Cerro quemado, de Juan Pablo Ruiz

“He puesto todo mi esfuerzo y energía en construir esta pequeña pieza de 64 minutos, en los que me enfoco en un trío de mujeres coyas de un mismo linaje ancestral, porque considero justo y necesario intentar rescatar, a partir del cine, parte de la cultura coya de los pueblos originarios del norte argentino. Una civilización rica en conocimientos y dueña de una propia cosmovisión, que inexorablemente marcha hacia su expiración”, señala Juan Pablo Ruiz, director y guionista de Cerro quemado, un documental –  disponible en la plataforma CineAr a partir del jueves 18 de marzo – con una mirada social y política que va mucho más allá del escenario en particular que retrata.

El documental traza un detallado retrato de tres generaciones de mujeres coyas, en su encuentro en el Cerro Quemado, en un reflexivo viaje interior a su propia identidad. Es un documental de observación, es decir que la cámara captura a sus personajes en su propio devenir, sin una puesta escena previa ni un guión que predetermine la trama. De hecho, hablar de trama sería un error porque aquí se trata más de pedazos de vida que invitan a la contemplación en vez de a la progresión dramática de un relato clásico. Aunque esta apuesta no siempre funcione bien dado que hay algunos tiempos muertos en la narrativa, cuando sí funciona, que no son pocas veces, el impacto es nada desdeñable.

Con una mirada marcadamente poética, Cerro quemado se centra en Micaela Chauque, una reconocida folklorista y quenista. También en su madre, Cornelia Yurquina, y en su abuela, Felipa Zerpa. Lo que las convoca a todas es su encuentro en lo alto del cerro, donde vive en completa soledad la más anciana del clan familiar. 

Lo mejor que tiene Cerro quemado es su grado superlativo de verosimilitud y naturalidad, que nos fácil de lograr. Muchos documental de este estilo muestran a sus personajes como posando para la cámara y recitando un guión – aunque quizás no le estén haciendo, pero igual suenan así. Este claramente no es el caso. Por eso, la cercanía con los personajes – pero nunca a punto tal de invadirlos – invita al espectador a tener una reacción afectiva a lo que les está pasando.

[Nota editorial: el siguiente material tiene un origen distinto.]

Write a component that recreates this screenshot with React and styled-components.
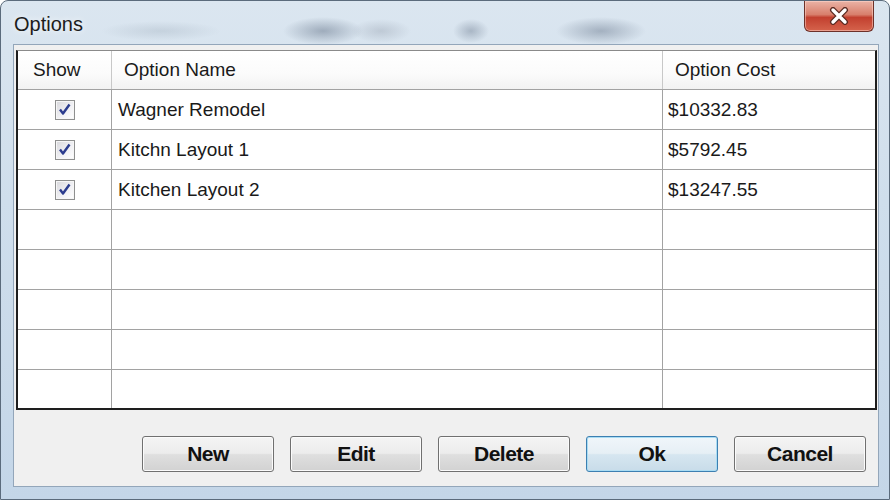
import styled, { createGlobalStyle } from 'styled-components'

const GlobalStyle = createGlobalStyle`
  html, body {
    margin: 0;
    padding: 0;
    background: #ffffff;
  }
  * {
    box-sizing: border-box;
  }
`

const Window = styled.div`
  width: 890px;
  height: 500px;
  display: flex;
  flex-direction: column;
  border: 1px solid #5b6b7c;
  border-radius: 8px 8px 0 0;
  background: linear-gradient(180deg, #dbe6f0 0%, #cfdeec 40%, #c4d6e8 100%);
  font-family: 'Liberation Sans', Arial, sans-serif;
  overflow: hidden;
`

const TitleBar = styled.div`
  height: 43px;
  flex: none;
  display: flex;
  justify-content: space-between;
  align-items: flex-start;
  padding-left: 13px;
  padding-right: 15px;
  background:
    radial-gradient(ellipse 40px 14px at 322px 30px, rgba(110, 125, 145, 0.55), transparent),
    radial-gradient(ellipse 18px 12px at 470px 30px, rgba(110, 125, 145, 0.45), transparent),
    radial-gradient(ellipse 45px 14px at 600px 30px, rgba(110, 125, 145, 0.5), transparent),
    radial-gradient(ellipse 30px 12px at 380px 30px, rgba(140, 150, 165, 0.35), transparent),
    radial-gradient(ellipse 60px 10px at 160px 30px, rgba(150, 165, 180, 0.3), transparent);
`

const Title = styled.span`
  margin-top: 12px;
  font-size: 20px;
  color: #1c1c1c;
  text-shadow: 0 0 6px rgba(255, 255, 255, 0.9);
`

const CloseButton = styled.div`
  width: 70px;
  height: 31px;
  display: flex;
  align-items: center;
  justify-content: center;
  border: 1px solid #6d3129;
  border-top: none;
  border-radius: 0 0 6px 6px;
  background: linear-gradient(180deg, #eab3a6 0%, #d87f6c 45%, #c2402f 55%, #d5634c 100%);
  box-shadow: inset 0 0 0 1px rgba(255, 220, 210, 0.5);
`

const Client = styled.div`
  flex: 1;
  display: flex;
  flex-direction: column;
  margin: 0 10px 12px 12px;
  padding: 5px 1px 12px 2px;
  background: #f0f0f0;
  border: 1px solid #93a6ba;
`

const Grid = styled.div`
  display: flex;
  flex-direction: column;
  background: #ffffff;
  border: 2px solid #1e1e1e;
  border-top: 1px solid #8a8a8a;
`

const Row = styled.div`
  display: grid;
  grid-template-columns: 94px 1fr 212px;
  height: ${(p) => p.$h}px;
  border-bottom: ${(p) => (p.$last ? 'none' : '1px solid #a2a2a2')};
  background: ${(p) => (p.$header ? 'linear-gradient(180deg, #ffffff 0%, #fbfbfb 60%, #f2f2f2 100%)' : '#ffffff')};
`

const Cell = styled.div`
  display: flex;
  align-items: center;
  justify-content: ${(p) => (p.$center ? 'center' : 'flex-start')};
  padding-left: ${(p) => p.$pad || 0}px;
  border-right: ${(p) => (p.$end ? 'none' : `1px solid ${p.$header ? '#c8c8c8' : '#a2a2a2'}`)};
  font-size: 19px;
  color: #1a1a1a;
  white-space: nowrap;
`

const CheckBox = styled.span`
  width: 20px;
  height: 20px;
  display: flex;
  align-items: center;
  justify-content: center;
  border: 1px solid #8e8f8f;
  background: linear-gradient(135deg, #d8d8dc 0%, #f0f0f4 55%, #ffffff 100%);
  box-shadow: inset 0 0 0 1px #f6f6f6;
`

const ButtonRow = styled.div`
  display: flex;
  justify-content: flex-end;
  gap: 16px;
  padding: 26px 11px 0 0;
`

const Button = styled.div`
  width: 132px;
  height: 36px;
  display: flex;
  align-items: center;
  justify-content: center;
  border: 1px solid ${(p) => (p.$default ? '#3c7fb1' : '#707070')};
  border-radius: 3px;
  background: ${(p) =>
    p.$default
      ? 'linear-gradient(180deg, #f0f6fa 0%, #e6eff5 48%, #d6e6f0 52%, #c8dce9 100%)'
      : 'linear-gradient(180deg, #f4f4f4 0%, #ececec 48%, #dfdfdf 52%, #d2d2d2 100%)'};
  box-shadow: inset 0 0 0 1px ${(p) => (p.$default ? '#a9dcf3' : '#fbfbfb')};
  font-size: 21px;
  font-weight: bold;
  color: #111;
  letter-spacing: -0.5px;
`

const options = [
  { name: 'Wagner Remodel', cost: '$10332.83' },
  { name: 'Kitchn Layout 1', cost: '$5792.45' },
  { name: 'Kitchen Layout 2', cost: '$13247.55' },
]

function Check() {
  return (
    <CheckBox>
      <svg width="15" height="15" viewBox="0 0 15 15">
        <path d="M3 7.5 L6 11.5 L12.5 2.5" fill="none" stroke="#2b3c8e" strokeWidth="2.4" strokeLinejoin="round" />
      </svg>
    </CheckBox>
  )
}

export default function App() {
  const rows = [...options, null, null, null, null, null]

  return (
    <>
      <GlobalStyle />
      <Window>
        <TitleBar>
          <Title>Options</Title>
          <CloseButton>
            <svg width="22" height="18" viewBox="0 0 22 18">
              <path d="M5 3 L17 15 M17 3 L5 15" stroke="#5a2a22" strokeWidth="6" strokeLinecap="round" />
              <path d="M5 3 L17 15 M17 3 L5 15" stroke="#ffffff" strokeWidth="3.4" strokeLinecap="round" />
            </svg>
          </CloseButton>
        </TitleBar>
        <Client>
          <Grid>
            <Row $header $h={39}>
              <Cell $header $pad={15}>Show</Cell>
              <Cell $header $pad={12}>Option Name</Cell>
              <Cell $header $end $pad={12}>Option Cost</Cell>
            </Row>
            {rows.map((r, i) => (
              <Row key={i} $h={i === rows.length - 1 ? 38 : 40} $last={i === rows.length - 1}>
                <Cell $center>{r && <Check />}</Cell>
                <Cell $pad={6}>{r && r.name}</Cell>
                <Cell $end $pad={5}>{r && r.cost}</Cell>
              </Row>
            ))}
          </Grid>
          <ButtonRow>
            <Button>New</Button>
            <Button>Edit</Button>
            <Button>Delete</Button>
            <Button $default>Ok</Button>
            <Button>Cancel</Button>
          </ButtonRow>
        </Client>
      </Window>
    </>
  )
}
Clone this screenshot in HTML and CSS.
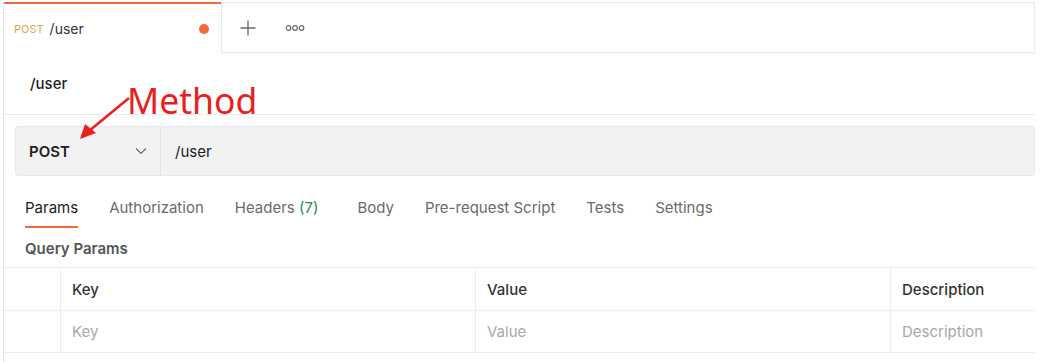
FILE: index.html
```html
<!DOCTYPE html>
<html lang="en">

<head>
    <meta charset="UTF-8">
    <title>POST /user</title>
    <link rel="stylesheet" href="styles.css">
</head>

<body>
    <div class="page">
        <div class="tab-bar">
            <div class="tab active">
                <span class="tab-method">POST</span>
                <span class="tab-name">/user</span>
                <span class="dot"></span>
            </div>
            <div class="tab-rest">
                <button class="icon-btn plus">
                    <svg width="16" height="16" viewBox="0 0 16 16"><path d="M8 0.5v15M0.5 8h15" stroke="#6b6b6b" stroke-width="1.4" fill="none"/></svg>
                </button>
                <button class="icon-btn more">
                    <svg width="20" height="8" viewBox="0 0 20 8"><circle cx="3.5" cy="4" r="2.3" stroke="#6b6b6b" stroke-width="1.2" fill="none"/><circle cx="10" cy="4" r="2.3" stroke="#6b6b6b" stroke-width="1.2" fill="none"/><circle cx="16.5" cy="4" r="2.3" stroke="#6b6b6b" stroke-width="1.2" fill="none"/></svg>
                </button>
            </div>
        </div>

        <div class="breadcrumb">/user</div>

        <div class="url-bar">
            <div class="method-select">
                <span>POST</span>
                <svg width="12" height="8" viewBox="0 0 12 8"><path d="M1 1.5l5 5 5-5" stroke="#6b6b6b" stroke-width="1.2" fill="none"/></svg>
            </div>
            <div class="url-input">/user</div>
        </div>

        <div class="req-tabs">
            <span class="req-tab active">Params</span>
            <span class="req-tab">Authorization</span>
            <span class="req-tab headers">Headers <span class="count">(7)</span></span>
            <span class="req-tab">Body</span>
            <span class="req-tab">Pre-request Script</span>
            <span class="req-tab">Tests</span>
            <span class="req-tab">Settings</span>
        </div>

        <div class="section-title">Query Params</div>

        <div class="params-table">
            <div class="row head">
                <div class="cell check"></div>
                <div class="cell key">Key</div>
                <div class="cell value">Value</div>
                <div class="cell desc">Description</div>
            </div>
            <div class="row placeholder">
                <div class="cell check"></div>
                <div class="cell key">Key</div>
                <div class="cell value">Value</div>
                <div class="cell desc">Description</div>
            </div>
        </div>

        <!-- annotation drawn on top of the screenshot -->
        <div class="note">Method</div>
        <svg class="note-arrow" width="60" height="50" viewBox="0 0 60 50">
            <path d="M52 3L12 36" stroke="#e8211f" stroke-width="2.6" fill="none"/>
            <path d="M3 44L8 29L19 38Z" fill="#e8211f"/>
        </svg>
    </div>
</body>

</html>
```

FILE: styles.css
```css
body {
    margin: 0;
    font-family: Inter, "Noto Sans", Arial, sans-serif;
    color: #212121;
    background-color: white;
}

.page {
    position: relative;
    margin-left: 3px;
    width: 1032px;
    height: 362px;
    border-left: 1px solid #e6e6e6;
    box-sizing: border-box;
}

/* top tabs */
.tab-bar {
    display: flex;
    height: 51px;
    margin-top: 2px;
}

.tab {
    width: 217px;
    display: flex;
    align-items: center;
    padding: 0 11px 0 10px;
    box-sizing: border-box;
}

.tab.active {
    border-top: 2px solid #f26b3a;
}

.tab-method {
    font-size: 11px;
    color: #d9a84a;
    margin-right: 6px;
}

.tab-name {
    font-size: 14px;
    color: #333;
    flex: 1;
}

.dot {
    width: 10px;
    height: 10px;
    border-radius: 50%;
    background-color: #f26b3a;
    margin-right: 1px;
}

.tab-rest {
    flex: 1;
    display: flex;
    align-items: center;
    border: 1px solid #e6e6e6;
    border-right-color: #ececec;
    box-shadow: 0 1px 2px rgba(0, 0, 0, 0.04);
    padding-left: 18px;
}

.icon-btn {
    border: none;
    background: none;
    padding: 0;
    display: flex;
    align-items: center;
    cursor: pointer;
}

.icon-btn.plus {
    margin-right: 29px;
}

/* breadcrumb */
.breadcrumb {
    height: 62px;
    line-height: 62px;
    padding-left: 26px;
    font-size: 15px;
    font-weight: 500;
    color: #212121;
    border-bottom: 1px solid #ececec;
    box-sizing: border-box;
}

/* url bar */
.url-bar {
    display: flex;
    height: 50px;
    margin: 11px 0 0 11px;
    background-color: #f2f2f2;
    border: 1px solid #e8e8e8;
    border-radius: 4px;
    box-sizing: border-box;
}

.method-select {
    width: 145px;
    display: flex;
    align-items: center;
    justify-content: space-between;
    padding: 0 13px 0 13px;
    box-sizing: border-box;
    border-right: 1px solid #e3e3e3;
    font-size: 15px;
    font-weight: 600;
    color: #212121;
}

.url-input {
    display: flex;
    align-items: center;
    padding-left: 14px;
    font-size: 15px;
    color: #212121;
}

/* request tabs */
.req-tabs {
    display: flex;
    gap: 31px;
    margin: 21px 0 0 21px;
}

.req-tab {
    font-size: 15px;
    line-height: 22px;
    color: #6b6b6b;
    padding-bottom: 7px;
    border-bottom: 2px solid transparent;
}

.req-tab.active {
    color: #212121;
    border-bottom-color: #f26b3a;
}

.req-tab.headers {
    margin-right: 8px;
}

.count {
    color: #2d8a4e;
}

.section-title {
    margin: 11px 0 0 21px;
    font-size: 15px;
    line-height: 20px;
    font-weight: 600;
    color: #555;
}

/* params table */
.params-table {
    margin-top: 8px;
    border-top: 1px solid #ededed;
}

.row {
    display: flex;
    border-bottom: 1px solid #ededed;
}

.row.head {
    height: 42px;
    font-size: 15px;
    font-weight: 500;
    color: #333;
}

.row.placeholder {
    height: 41px;
    font-size: 15px;
    color: #a8a8a8;
}

.cell {
    display: flex;
    align-items: center;
    padding-left: 11px;
    box-sizing: border-box;
    border-right: 1px solid #ededed;
}

.cell.check {
    width: 57px;
    padding: 0;
}

.cell.key,
.cell.value {
    width: 415px;
}

.cell.desc {
    flex: 1;
    border-right: none;
}

/* annotation */
.note {
    position: absolute;
    left: 123px;
    top: 74px;
    font-family: "Noto Sans", sans-serif;
    font-size: 35.5px;
    line-height: 48px;
    color: #e8211f;
}

.note-arrow {
    position: absolute;
    left: 73px;
    top: 93px;
}
```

Está claro que Ruiz quiere, y logra, trascender lo particular para proyectarse hacia un universal. Pero esto no se puede hacer si uno, antes que nada, no logra empatizar con la persona, con sus tribulaciones, sus pérdidas y sus anhelos. Si no, todo se reduce a una mirada objetiva y fría desde una distancia demasiado lejana. Y eso no le importa a un cineasta, es asunto de un sociólogo.

Un párrafo aparte va para la fotografía que con sus climas da cuenta de la aridez y precariedad en la que viven estas mujeres, pero también de cierta belleza mansa y protectora. Pero no hablamos de una belleza preciosista de tarjeta postal, sino de la que emana de la simpleza en el mejor sentido de la palabra. Y de la mirada sensible de un director muy comprometido con el material que explora.